On Morning Joe, Time's Rick Stengel claimed that Sen. Barack Obama "has to say it's a new paradigm of patriotism, it's a kind of post-identity politics patriotism, where, 'I wouldn't have had the opportunities I've had anywhere else in the world. .... And the qualities that make America what America is, what makes America great, is the reason that I've been able to be so successful.' " But Obama has said precisely that.
On MSNBC, Chris Matthews said that during an interview the previous day, he "prodded" Sen. Barack Obama on his relationship with Rev. Jeremiah Wright. But while Matthews touted his questioning of Obama, he did not provide Obama's response. After Obama told Matthews that he had "never heard [Wright] say those things that were in those clips," which he said the media "ran  over and over and over again," Matthews continued: "But you did say you heard him say controversial things." Obama responded, "Well, but I hear you say controversial things, Chris."

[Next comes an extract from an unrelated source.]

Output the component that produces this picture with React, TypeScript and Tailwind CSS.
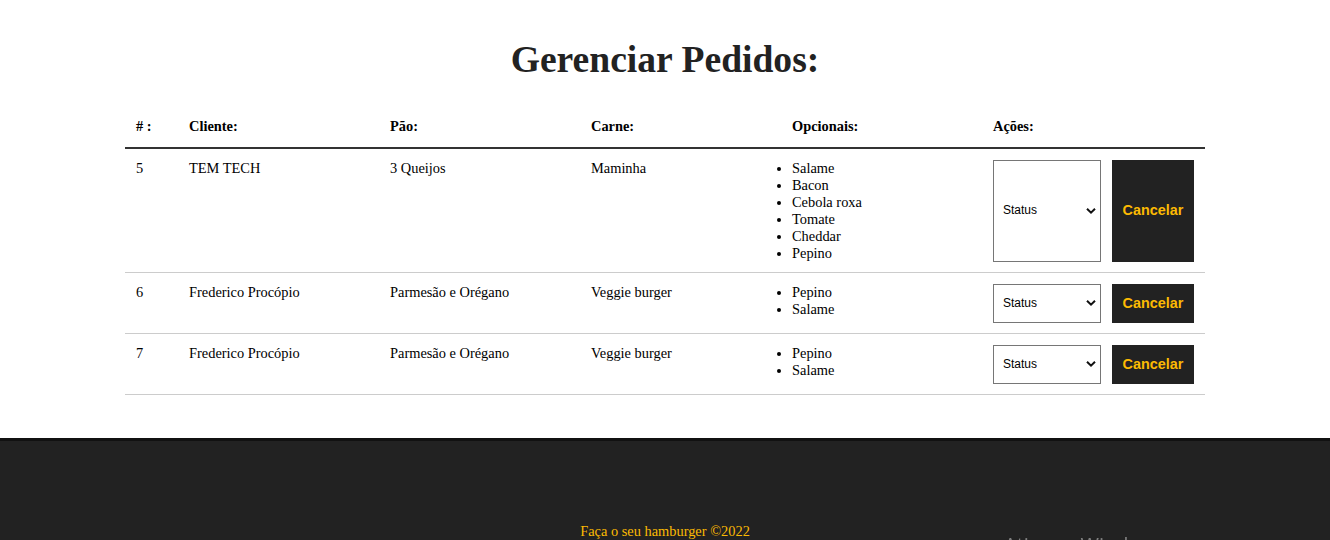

Washington Post columnist Michael Gerson suggested that Sen. Barack Obama should "come out strongly for policies that would reduce the number of abortions -- support for pregnant women, abstinence education, the responsible promotion of birth control." In fact, Obama has advocated the policies Gerson mentioned: "education" that "include[s] abstinence" and "information about contraception."
On The Situation Room, Candy Crowley stated that Sen. Barack Obama "accus[ed] [Sen. John] McCain of wanting to be in Iraq for another 100 years." She then reported "that is a distortion of what McCain said, and they push back very hard -- the McCain campaign -- when they hear this." In fact, during a January 3 town hall meeting in New Hampshire, McCain said a U.S. military presence in Iraq for the next 100 years would "be fine ... [a]s long as Americans are not being injured or harmed or wounded or killed."

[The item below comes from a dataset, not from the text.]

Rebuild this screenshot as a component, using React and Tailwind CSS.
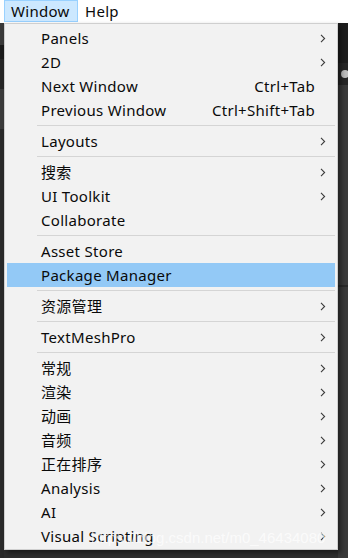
import React from 'react';

const font = { fontFamily: '"Noto Sans", "Noto Sans CJK SC", sans-serif' };

const items = [
  { label: 'Panels', sub: true },
  { label: '2D', sub: true },
  { label: 'Next Window', shortcut: 'Ctrl+Tab' },
  { label: 'Previous Window', shortcut: 'Ctrl+Shift+Tab' },
  { sep: true },
  { label: 'Layouts', sub: true },
  { sep: true },
  { label: '搜索', sub: true },
  { label: 'UI Toolkit', sub: true },
  { label: 'Collaborate' },
  { sep: true },
  { label: 'Asset Store' },
  { label: 'Package Manager', active: true },
  { sep: true },
  { label: '资源管理', sub: true },
  { sep: true },
  { label: 'TextMeshPro', sub: true },
  { sep: true },
  { label: '常规', sub: true },
  { label: '渲染', sub: true },
  { label: '动画', sub: true },
  { label: '音频', sub: true },
  { label: '正在排序', sub: true },
  { label: 'Analysis', sub: true },
  { label: 'AI', sub: true },
  { label: 'Visual Scripting', sub: true },
];

const Chevron = () => (
  <svg width="6" height="9" viewBox="0 0 6 9" className="block">
    <path d="M1 0.8 L4.6 4.5 L1 8.2" fill="none" stroke="#3c3c3c" strokeWidth="1.1" />
  </svg>
);

const MenuRow = ({ item }) => {
  if (item.sep) {
    return (
      <div className="h-[7px] flex items-center pl-[30px]">
        <div className="h-px w-full bg-[#d5d5d5]" />
      </div>
    );
  }
  return (
    <div
      className={`h-[24px] flex items-center pl-[34px] text-[15px] tracking-[0.3px] text-[#0a0a0a] ${
        item.active ? 'bg-[#93c9f6]' : ''
      }`}
    >
      <span className="flex-1 whitespace-nowrap">{item.label}</span>
      {item.shortcut && <span className="whitespace-nowrap">{item.shortcut}</span>}
      <span className="w-[20px] shrink-0 flex items-center pl-[5px]">{item.sub && <Chevron />}</span>
    </div>
  );
};

export default function App() {
  return (
    <div className="w-[348px] h-[558px] relative overflow-hidden bg-[#2e2e2e]" style={font}>
      {/* Menu bar */}
      <div className="h-[23px] bg-white flex items-start pl-[4px] text-[15px] tracking-[0.3px] text-[#0a0a0a]">
        <div className="h-[22px] w-[74px] border border-[#99d1ff] bg-[#cce8ff] flex items-center pl-[6px] leading-none">
          Window
        </div>
        <div className="h-[22px] flex items-center pl-[7px] leading-none">Help</div>
      </div>

      {/* Editor behind + dropdown */}
      <div className="flex h-[535px]">
        <div className="w-[4px] shrink-0 flex flex-col">
          <div className="h-[22px] bg-[#3a3a3a]" />
          <div className="h-[14px] bg-[#1b1b1b]" />
          <div className="h-[30px] bg-[#262626]" />
          <div className="h-[40px] bg-[#3b3b3b]" />
          <div className="flex-1 bg-[#2a2a2a]" />
        </div>

        <div className="shrink-0 flex flex-col">
          <div className="w-[334px] h-[527px] bg-[#f2f2f2] border border-[#cfcfcf] pt-[2px] pb-[1px] px-[2px] shadow-[3px_3px_5px_rgba(0,0,0,0.45)] relative z-10">
            {items.map((item, i) => (
              <MenuRow key={i} item={item} />
            ))}
          </div>
          <div className="flex-1" />
        </div>

        <div className="flex-1 min-w-0 flex flex-col">
          <div className="h-[40px] bg-[#1d1d1d]" />
          <div className="h-[22px] bg-[#262626] flex items-center">
            <div className="w-[8px] h-[8px] shrink-0 rounded-full bg-[#bdbdbd] ml-[3px]" />
          </div>
          <div className="h-[200px] bg-[#3a3a3a]" />
          <div className="h-[2px] bg-[#2a2a2a]" />
          <div className="flex-1 bg-[#393939]" />
        </div>
      </div>

      {/* Watermark */}
      <div
        className="absolute left-[91px] top-[527px] z-20 text-[15px] text-white/70 whitespace-nowrap pointer-events-none"
        style={{ fontFamily: '"Liberation Sans", sans-serif' }}
      >
        https://blog.csdn.net/m0_46434080
      </div>
    </div>
  );
}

Republican strategist David Hill, who writes a weekly column published in The Hill, claimed that "the failures of Mitt Romney's assaults on [Sen. John] McCain confirmed his view that negative ads don't win campaigns." In fact, McCain engaged in negative campaigning in the 2008 and 2000 Republican presidential primaries.

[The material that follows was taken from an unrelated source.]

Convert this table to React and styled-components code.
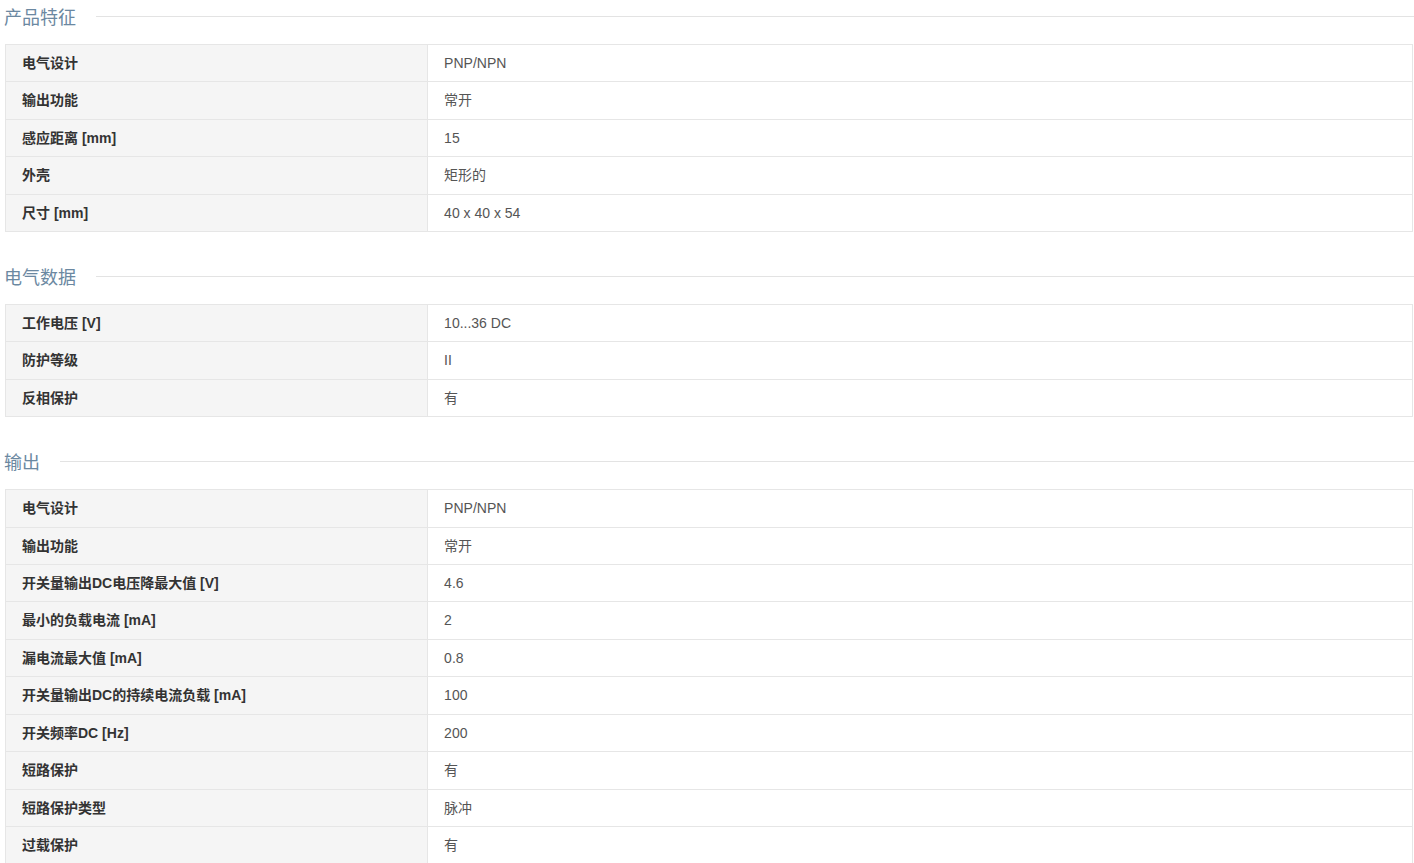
import React from "react";
import styled, { createGlobalStyle } from "styled-components";

const GlobalStyle = createGlobalStyle`
  html, body {
    margin: 0;
    padding: 0;
    background: #fff;
  }
  body {
    font-family: "Liberation Sans", Arial, "Noto Sans CJK SC", sans-serif;
    font-size: 14px;
    color: #333;
  }
`;

const sections = [
  {
    title: "产品特征",
    rows: [
      ["电气设计", "PNP/NPN"],
      ["输出功能", "常开"],
      ["感应距离 [mm]", "15"],
      ["外壳", "矩形的"],
      ["尺寸 [mm]", "40 x 40 x 54"],
    ],
  },
  {
    title: "电气数据",
    rows: [
      ["工作电压 [V]", "10...36 DC"],
      ["防护等级", "II"],
      ["反相保护", "有"],
    ],
  },
  {
    title: "输出",
    rows: [
      ["电气设计", "PNP/NPN"],
      ["输出功能", "常开"],
      ["开关量输出DC电压降最大值 [V]", "4.6"],
      ["最小的负载电流 [mA]", "2"],
      ["漏电流最大值 [mA]", "0.8"],
      ["开关量输出DC的持续电流负载 [mA]", "100"],
      ["开关频率DC [Hz]", "200"],
      ["短路保护", "有"],
      ["短路保护类型", "脉冲"],
      ["过载保护", "有"],
    ],
  },
];

const Page = styled.div`
  padding: 4px 1px 0 4px;
`;

const Section = styled.section`
  margin-bottom: 32px;
`;

const HeadingRow = styled.div`
  display: flex;
  align-items: center;
  gap: 20px;
  height: 24px;
  margin-bottom: 16px;
  margin-right: -1px;
`;

const HeadingText = styled.h3`
  margin: 0;
  font-size: 18px;
  font-weight: normal;
  color: #6b88a1;
  white-space: nowrap;
`;

const HeadingLine = styled.div`
  flex: 1;
  height: 1px;
  background: #e3e3e3;
`;

const Table = styled.table`
  width: calc(100% - 1px);
  margin-left: 1px;
  border-collapse: collapse;
  table-layout: fixed;
  border: 1px solid #e6e6e6;
`;

const Row = styled.tr`
  border-bottom: 1px solid #e6e6e6;
`;

const Label = styled.th`
  box-sizing: border-box;
  width: 30%;
  padding: 8px 16px;
  line-height: 20.4px;
  text-align: left;
  font-weight: bold;
  color: #333;
  background: #f5f5f5;
  border-right: 1px solid #e6e6e6;
`;

const Value = styled.td`
  padding: 8px 16px;
  line-height: 20.4px;
  color: #555;
  background: #fff;
`;

export default function App() {
  return (
    <Page>
      <GlobalStyle />
      {sections.map((s) => (
        <Section key={s.title}>
          <HeadingRow>
            <HeadingText>{s.title}</HeadingText>
            <HeadingLine />
          </HeadingRow>
          <Table>
            <tbody>
              {s.rows.map(([k, v], i) => (
                <Row key={i}>
                  <Label>{k}</Label>
                  <Value>{v}</Value>
                </Row>
              ))}
            </tbody>
          </Table>
        </Section>
      ))}
    </Page>
  );
}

In a report on Sen. John McCain, NBC News' Kelly O'Donnell referred to McCain's "statesman-in-waiting trip overseas last month to pump up his international image," but did not note that, during the trip, McCain made the admittedly false claim, more than once, that "Al Qaeda is going back into Iran and receiving training and are coming back into Iraq." O'Donnell also did not mention that the trip included a fundraiser in London.
Chris Matthews suggested Sen. Barack Obama was exaggerating the price of gasoline when Obama reportedly noted a friend's complaint that it cost "$85 to fill up my tank." In fact, numerous trucks and SUVs have gasoline tanks large enough that, based on current prices, it costs $85 or more to fill them up.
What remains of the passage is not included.